His paddock is Queensland and his herd is dotted all over it.
Will Comiskey can boast a fair-sized cattle inventory - some 2500 head - but he doesn't own one hectare of land.
Agistment is an age-old way of participating in livestock production that's back in fashion, especially for young people without the finance to own their own country, and according to 28-year-old Will, he has made it work despite drought and competition for grass.
When the decision was made to sell the Comiskey family property, Inga Downs at Middlemount in May 2014, and for Will and his siblings to go their separate ways, drought was in full swing.
“It took me a while to get going,” Will said. “I looked at heaps of stock deals.”
He uses KLR marketing principles to determine which animals are under- or over-priced and its guide as to when the best time to buy and sell is, and said it had given him great surety.
“It gives me a framework to base my decisions on, backed up by figures,” is how he explained it.
Will put mobs at Collinsville, St George and St Lawrence, as well as at Dysart last year, and at Cloncurry this year.
“The biggest battle I had last year was that production was less than expected due to the ongoing drought, but using the KLR Marketing principles I could still sell cattle and repurchase, and leave a bit of fat in in the trade for me.”
Every type of beast has a rate that he can buy and sell it for, relative to the market, and isn’t biased to any breed, although Will said he took things like ticky country into consideration.
“I’ve got everything,” he said. “It means I always have something to buy or sell.”
The size of Will’s herd gives his enterprise scale, but there are still overheads to pay, which work out at 64 cents a head per week.
“Estimating what my production will be at each place is critical to getting the most accurate trades and I have to be very strict on inputs.
“It’s easy, with rising cattle prices, to feel that it’s OK to spend more on direct costs.”
It’s a nomadic lifestyle - Will admits he hasn’t lived anywhere properly since leaving Longreach in October last year - but he’s getting pretty good at it, packing his trayback with a couple of motorbikes and dogs, and spending a lot of nights in a swag.
“Having no base and always travelling does make the logistics harder,” he said. “And it’s been bloody hard to find agistment at times, so it’s not without its challenges.”
Agistment contracts are usually for 12 months, which Will says gives both parties certainty and clarity for who is responsible for what activities.
The constant travel has given him the opportunity to experience lots of different country types and to assess the pros and cons of each one.

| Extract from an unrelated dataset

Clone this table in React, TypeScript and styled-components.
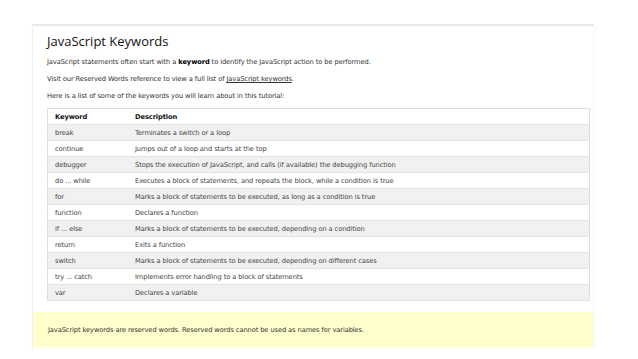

“I’d love to see it rain well in the west, so I can put more cattle out there - that’s a good place,” he said.
This year he’s joined a lot of breeders and has grouped his mobs up a bit better management-wise.
Will uses a couple of stock agents who keep him well-informed, and he watches markets closely.
It’s normally the people that buy his cattle for him that he uses to sell back through, and sale outlets include AuctionsPlus and direct to feedlots
“I’m very fortunate that everyone I’ve dealt with have been very good people,” he said.
Will says he could have gone into a place of his own in 2014 but he felt the agistment model and trading cattle was the best for him at the time.
“I spend a lot of time thinking about my end focus - my own place - and this is working towards getting me there.”